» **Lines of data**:
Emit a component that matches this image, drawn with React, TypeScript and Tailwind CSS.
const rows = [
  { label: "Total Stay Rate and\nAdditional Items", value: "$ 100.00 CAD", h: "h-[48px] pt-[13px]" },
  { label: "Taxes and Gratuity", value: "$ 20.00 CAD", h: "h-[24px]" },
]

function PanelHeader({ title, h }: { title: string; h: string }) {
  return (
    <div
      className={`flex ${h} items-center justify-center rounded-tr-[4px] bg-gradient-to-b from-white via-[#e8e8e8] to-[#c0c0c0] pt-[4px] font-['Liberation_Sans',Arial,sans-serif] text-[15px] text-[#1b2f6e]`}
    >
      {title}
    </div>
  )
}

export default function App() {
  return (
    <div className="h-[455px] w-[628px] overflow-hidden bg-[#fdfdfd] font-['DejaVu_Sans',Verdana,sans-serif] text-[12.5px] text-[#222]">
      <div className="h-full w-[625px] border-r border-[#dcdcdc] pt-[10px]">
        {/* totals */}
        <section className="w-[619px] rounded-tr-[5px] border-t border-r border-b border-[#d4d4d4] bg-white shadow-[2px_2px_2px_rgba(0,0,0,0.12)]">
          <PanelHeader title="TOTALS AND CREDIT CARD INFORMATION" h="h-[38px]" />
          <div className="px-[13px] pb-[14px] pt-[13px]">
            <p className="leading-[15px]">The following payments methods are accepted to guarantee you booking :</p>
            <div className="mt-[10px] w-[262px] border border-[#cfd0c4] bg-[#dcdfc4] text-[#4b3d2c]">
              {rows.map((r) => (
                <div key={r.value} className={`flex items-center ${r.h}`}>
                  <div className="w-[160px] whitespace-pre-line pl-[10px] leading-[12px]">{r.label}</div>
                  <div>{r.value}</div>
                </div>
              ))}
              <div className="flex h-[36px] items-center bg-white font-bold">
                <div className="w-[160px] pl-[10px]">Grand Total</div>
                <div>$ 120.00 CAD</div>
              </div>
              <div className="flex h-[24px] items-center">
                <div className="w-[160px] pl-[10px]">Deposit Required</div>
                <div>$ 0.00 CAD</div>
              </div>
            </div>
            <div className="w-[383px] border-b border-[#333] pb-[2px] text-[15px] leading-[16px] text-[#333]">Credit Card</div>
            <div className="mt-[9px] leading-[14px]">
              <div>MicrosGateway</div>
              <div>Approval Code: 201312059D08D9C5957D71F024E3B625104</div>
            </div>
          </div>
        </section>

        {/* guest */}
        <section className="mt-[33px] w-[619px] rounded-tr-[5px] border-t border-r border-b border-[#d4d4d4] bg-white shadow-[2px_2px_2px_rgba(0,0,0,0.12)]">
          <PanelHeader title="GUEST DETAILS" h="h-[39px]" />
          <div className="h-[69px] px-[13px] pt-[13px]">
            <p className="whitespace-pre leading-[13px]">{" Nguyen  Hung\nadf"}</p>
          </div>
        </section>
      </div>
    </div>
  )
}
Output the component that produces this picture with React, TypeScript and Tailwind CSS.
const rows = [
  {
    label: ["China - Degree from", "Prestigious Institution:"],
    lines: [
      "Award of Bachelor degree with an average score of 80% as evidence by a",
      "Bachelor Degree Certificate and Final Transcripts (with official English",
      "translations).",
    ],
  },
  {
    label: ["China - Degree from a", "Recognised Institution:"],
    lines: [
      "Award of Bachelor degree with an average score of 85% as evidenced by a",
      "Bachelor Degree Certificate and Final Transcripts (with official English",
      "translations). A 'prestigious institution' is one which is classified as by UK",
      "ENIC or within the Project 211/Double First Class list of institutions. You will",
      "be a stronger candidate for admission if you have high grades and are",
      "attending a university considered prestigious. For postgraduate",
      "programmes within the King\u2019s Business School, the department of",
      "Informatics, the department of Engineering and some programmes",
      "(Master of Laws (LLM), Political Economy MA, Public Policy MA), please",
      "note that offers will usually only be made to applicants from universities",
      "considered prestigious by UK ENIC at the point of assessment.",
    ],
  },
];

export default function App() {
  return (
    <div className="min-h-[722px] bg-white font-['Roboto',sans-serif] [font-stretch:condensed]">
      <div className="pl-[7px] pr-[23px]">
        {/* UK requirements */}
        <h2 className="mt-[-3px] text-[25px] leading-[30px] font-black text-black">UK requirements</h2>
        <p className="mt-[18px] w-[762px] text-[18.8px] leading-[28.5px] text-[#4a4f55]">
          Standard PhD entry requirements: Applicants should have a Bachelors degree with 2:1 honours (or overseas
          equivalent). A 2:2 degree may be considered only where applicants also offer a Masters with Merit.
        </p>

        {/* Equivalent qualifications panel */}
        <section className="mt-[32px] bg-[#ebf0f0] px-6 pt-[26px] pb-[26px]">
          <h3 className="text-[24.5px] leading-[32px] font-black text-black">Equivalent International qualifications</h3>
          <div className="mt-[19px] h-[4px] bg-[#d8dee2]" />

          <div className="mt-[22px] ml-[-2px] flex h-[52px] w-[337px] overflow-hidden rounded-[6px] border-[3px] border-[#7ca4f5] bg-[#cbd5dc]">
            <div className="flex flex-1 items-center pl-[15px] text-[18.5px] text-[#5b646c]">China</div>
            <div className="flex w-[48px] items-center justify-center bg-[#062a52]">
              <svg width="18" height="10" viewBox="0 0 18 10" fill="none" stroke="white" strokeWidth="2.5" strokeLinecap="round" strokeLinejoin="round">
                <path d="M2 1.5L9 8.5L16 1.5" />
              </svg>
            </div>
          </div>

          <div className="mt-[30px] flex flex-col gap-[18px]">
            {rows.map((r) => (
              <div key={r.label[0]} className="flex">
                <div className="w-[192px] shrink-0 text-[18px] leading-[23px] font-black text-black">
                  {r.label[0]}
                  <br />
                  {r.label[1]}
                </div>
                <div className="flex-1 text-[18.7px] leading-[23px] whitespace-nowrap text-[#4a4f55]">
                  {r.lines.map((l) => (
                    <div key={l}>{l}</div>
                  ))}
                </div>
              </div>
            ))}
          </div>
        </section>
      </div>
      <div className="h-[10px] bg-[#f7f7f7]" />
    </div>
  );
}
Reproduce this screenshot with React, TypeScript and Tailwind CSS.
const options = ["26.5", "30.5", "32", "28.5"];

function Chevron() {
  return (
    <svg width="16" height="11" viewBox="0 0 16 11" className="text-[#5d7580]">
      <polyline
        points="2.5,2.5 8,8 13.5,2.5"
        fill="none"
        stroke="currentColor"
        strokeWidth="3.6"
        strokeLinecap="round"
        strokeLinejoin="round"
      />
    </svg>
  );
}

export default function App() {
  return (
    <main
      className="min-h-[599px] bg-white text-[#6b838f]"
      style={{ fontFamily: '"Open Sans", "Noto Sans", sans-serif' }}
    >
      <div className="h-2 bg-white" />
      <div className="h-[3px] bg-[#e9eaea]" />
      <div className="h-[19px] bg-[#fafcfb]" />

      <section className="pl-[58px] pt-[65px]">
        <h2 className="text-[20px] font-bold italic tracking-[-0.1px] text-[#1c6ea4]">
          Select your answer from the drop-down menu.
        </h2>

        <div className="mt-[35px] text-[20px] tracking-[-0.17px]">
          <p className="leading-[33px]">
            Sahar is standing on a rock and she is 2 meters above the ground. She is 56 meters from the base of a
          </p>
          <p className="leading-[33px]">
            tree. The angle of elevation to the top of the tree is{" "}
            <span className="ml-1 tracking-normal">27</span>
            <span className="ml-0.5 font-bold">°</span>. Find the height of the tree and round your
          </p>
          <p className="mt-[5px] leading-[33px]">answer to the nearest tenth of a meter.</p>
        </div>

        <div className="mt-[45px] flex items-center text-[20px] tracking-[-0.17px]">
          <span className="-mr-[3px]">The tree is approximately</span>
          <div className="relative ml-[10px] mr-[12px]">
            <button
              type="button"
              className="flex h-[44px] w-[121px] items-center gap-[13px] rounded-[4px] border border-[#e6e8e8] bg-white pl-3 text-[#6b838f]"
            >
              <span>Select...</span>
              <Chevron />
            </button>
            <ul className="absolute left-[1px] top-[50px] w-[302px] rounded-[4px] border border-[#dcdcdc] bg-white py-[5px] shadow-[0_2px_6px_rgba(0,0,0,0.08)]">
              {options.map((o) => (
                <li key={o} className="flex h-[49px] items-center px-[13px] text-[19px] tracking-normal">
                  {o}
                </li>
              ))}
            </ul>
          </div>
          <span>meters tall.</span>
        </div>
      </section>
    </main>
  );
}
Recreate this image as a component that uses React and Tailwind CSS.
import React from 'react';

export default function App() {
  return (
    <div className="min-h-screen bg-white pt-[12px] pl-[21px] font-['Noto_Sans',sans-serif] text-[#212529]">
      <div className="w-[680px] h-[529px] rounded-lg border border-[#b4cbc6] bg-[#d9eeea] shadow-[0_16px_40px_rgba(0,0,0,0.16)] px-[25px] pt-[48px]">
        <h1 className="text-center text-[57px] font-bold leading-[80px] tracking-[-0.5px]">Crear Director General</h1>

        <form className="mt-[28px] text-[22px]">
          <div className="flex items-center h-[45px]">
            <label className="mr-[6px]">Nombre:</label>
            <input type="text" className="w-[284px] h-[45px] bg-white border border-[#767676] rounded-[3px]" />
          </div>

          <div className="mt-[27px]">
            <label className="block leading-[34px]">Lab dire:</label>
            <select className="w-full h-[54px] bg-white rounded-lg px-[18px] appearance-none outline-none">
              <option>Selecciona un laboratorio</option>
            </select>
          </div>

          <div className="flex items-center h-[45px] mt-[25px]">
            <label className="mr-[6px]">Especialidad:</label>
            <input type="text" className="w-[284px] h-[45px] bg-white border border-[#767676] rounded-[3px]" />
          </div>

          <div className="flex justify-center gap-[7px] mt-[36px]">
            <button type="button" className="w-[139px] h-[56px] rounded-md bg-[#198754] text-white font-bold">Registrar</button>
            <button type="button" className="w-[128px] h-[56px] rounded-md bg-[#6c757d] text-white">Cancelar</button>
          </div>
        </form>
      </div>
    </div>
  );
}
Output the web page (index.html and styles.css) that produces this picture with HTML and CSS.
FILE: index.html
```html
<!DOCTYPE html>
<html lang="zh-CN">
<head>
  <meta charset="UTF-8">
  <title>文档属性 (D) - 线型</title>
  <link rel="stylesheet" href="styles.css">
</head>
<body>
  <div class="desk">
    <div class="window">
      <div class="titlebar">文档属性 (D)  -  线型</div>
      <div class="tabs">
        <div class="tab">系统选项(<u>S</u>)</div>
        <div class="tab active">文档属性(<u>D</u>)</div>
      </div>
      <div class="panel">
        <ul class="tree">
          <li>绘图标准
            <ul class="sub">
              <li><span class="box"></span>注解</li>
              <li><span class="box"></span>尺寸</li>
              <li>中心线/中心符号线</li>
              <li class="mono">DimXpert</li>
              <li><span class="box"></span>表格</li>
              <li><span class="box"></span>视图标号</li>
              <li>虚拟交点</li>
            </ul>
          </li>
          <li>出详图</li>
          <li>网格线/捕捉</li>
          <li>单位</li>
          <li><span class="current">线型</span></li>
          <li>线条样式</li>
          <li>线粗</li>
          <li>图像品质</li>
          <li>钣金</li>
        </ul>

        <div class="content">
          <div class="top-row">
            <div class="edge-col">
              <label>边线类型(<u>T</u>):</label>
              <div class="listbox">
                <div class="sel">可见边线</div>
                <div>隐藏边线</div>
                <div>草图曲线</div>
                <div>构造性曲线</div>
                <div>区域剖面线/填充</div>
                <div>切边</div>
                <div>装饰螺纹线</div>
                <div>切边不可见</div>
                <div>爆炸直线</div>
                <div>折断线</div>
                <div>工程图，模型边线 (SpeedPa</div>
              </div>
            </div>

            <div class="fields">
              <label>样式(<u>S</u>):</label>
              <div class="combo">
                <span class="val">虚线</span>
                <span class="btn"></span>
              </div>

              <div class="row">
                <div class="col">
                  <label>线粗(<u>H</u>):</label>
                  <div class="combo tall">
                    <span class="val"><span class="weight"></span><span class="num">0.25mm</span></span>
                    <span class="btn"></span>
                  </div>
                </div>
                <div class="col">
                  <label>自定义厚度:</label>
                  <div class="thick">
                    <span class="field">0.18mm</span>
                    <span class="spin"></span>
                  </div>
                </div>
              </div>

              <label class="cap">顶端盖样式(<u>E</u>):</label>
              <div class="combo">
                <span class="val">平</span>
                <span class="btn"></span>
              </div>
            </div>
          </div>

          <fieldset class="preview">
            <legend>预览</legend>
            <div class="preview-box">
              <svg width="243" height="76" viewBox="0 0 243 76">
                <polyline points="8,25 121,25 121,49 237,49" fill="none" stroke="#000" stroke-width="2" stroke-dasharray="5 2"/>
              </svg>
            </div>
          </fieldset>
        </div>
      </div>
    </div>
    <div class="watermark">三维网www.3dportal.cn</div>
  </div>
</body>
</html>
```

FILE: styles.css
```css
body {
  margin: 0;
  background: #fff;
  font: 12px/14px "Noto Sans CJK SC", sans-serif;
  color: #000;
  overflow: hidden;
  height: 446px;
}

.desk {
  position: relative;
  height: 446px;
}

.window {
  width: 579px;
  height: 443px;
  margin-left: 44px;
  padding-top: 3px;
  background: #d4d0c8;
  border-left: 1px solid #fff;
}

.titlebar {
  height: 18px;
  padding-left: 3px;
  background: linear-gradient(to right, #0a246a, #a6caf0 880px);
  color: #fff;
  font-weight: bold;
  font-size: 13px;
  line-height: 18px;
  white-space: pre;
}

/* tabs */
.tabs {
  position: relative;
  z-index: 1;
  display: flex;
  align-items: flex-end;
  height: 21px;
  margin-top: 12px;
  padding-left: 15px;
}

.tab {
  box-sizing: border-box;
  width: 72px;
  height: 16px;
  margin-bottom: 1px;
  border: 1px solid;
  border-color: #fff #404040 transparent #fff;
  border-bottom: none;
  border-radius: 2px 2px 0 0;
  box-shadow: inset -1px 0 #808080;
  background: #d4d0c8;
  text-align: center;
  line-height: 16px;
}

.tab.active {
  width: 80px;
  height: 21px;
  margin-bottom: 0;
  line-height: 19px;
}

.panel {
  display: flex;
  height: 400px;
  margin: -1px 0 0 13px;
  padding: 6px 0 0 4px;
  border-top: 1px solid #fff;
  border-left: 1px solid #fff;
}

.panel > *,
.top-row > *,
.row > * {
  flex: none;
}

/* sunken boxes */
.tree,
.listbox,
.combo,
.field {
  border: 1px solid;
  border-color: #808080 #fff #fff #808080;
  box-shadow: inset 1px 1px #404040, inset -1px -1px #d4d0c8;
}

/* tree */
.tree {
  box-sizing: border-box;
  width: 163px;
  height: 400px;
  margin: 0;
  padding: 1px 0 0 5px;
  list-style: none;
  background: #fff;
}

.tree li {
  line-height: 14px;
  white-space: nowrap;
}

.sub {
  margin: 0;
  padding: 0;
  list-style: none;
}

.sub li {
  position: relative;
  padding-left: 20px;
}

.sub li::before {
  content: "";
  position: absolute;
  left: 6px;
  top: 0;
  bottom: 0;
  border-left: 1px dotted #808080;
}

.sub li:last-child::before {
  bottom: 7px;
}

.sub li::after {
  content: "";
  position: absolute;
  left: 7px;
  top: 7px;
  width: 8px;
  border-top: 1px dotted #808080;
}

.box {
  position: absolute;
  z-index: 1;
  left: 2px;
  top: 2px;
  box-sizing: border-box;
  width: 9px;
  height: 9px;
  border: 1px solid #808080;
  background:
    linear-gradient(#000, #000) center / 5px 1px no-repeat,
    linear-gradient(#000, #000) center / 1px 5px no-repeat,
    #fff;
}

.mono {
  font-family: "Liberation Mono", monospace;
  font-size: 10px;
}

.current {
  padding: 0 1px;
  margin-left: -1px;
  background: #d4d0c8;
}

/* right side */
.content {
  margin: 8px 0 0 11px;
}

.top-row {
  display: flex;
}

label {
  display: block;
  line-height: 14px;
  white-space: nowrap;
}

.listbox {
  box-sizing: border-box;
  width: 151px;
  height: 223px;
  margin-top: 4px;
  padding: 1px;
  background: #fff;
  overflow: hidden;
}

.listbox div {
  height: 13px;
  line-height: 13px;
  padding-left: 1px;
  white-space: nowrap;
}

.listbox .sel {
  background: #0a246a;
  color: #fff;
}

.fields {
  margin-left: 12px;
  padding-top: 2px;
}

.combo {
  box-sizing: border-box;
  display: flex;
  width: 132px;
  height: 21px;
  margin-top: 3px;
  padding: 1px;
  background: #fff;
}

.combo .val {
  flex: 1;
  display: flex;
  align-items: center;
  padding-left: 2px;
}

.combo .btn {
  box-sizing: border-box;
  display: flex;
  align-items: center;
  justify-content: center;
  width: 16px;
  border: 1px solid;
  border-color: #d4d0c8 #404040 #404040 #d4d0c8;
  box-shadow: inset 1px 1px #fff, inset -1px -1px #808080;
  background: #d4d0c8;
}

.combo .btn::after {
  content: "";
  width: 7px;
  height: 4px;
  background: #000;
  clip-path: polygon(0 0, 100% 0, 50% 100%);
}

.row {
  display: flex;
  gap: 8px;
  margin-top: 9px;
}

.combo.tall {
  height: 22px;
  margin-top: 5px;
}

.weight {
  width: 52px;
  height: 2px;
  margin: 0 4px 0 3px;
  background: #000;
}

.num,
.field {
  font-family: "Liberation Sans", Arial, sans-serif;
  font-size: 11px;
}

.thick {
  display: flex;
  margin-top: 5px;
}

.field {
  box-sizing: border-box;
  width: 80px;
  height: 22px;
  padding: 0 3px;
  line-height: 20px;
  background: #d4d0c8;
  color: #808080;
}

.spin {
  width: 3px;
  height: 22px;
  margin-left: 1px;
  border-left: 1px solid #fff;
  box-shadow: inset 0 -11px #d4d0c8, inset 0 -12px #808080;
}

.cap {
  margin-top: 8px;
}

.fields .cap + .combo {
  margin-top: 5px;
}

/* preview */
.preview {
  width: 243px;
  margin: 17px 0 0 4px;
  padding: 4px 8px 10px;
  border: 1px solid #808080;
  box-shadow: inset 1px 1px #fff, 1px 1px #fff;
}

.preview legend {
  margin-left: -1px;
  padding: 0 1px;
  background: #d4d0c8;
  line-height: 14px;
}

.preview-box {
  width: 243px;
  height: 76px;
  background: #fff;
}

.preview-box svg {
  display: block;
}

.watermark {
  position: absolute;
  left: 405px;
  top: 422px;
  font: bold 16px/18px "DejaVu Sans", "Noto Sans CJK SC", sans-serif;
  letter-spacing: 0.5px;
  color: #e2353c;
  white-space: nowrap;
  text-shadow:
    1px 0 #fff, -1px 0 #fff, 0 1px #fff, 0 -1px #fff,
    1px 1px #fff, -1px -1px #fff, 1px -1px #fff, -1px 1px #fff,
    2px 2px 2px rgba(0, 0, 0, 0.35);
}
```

» **Written task**:
Of the entries listed above, reproduce only the lines starting at the line containing "Recreate this image" and ending at the line containing "import React from 'react';". Include both, exactly as they stand.

» **Answer to this task**:
Recreate this image as a component that uses React and Tailwind CSS.
import React from 'react';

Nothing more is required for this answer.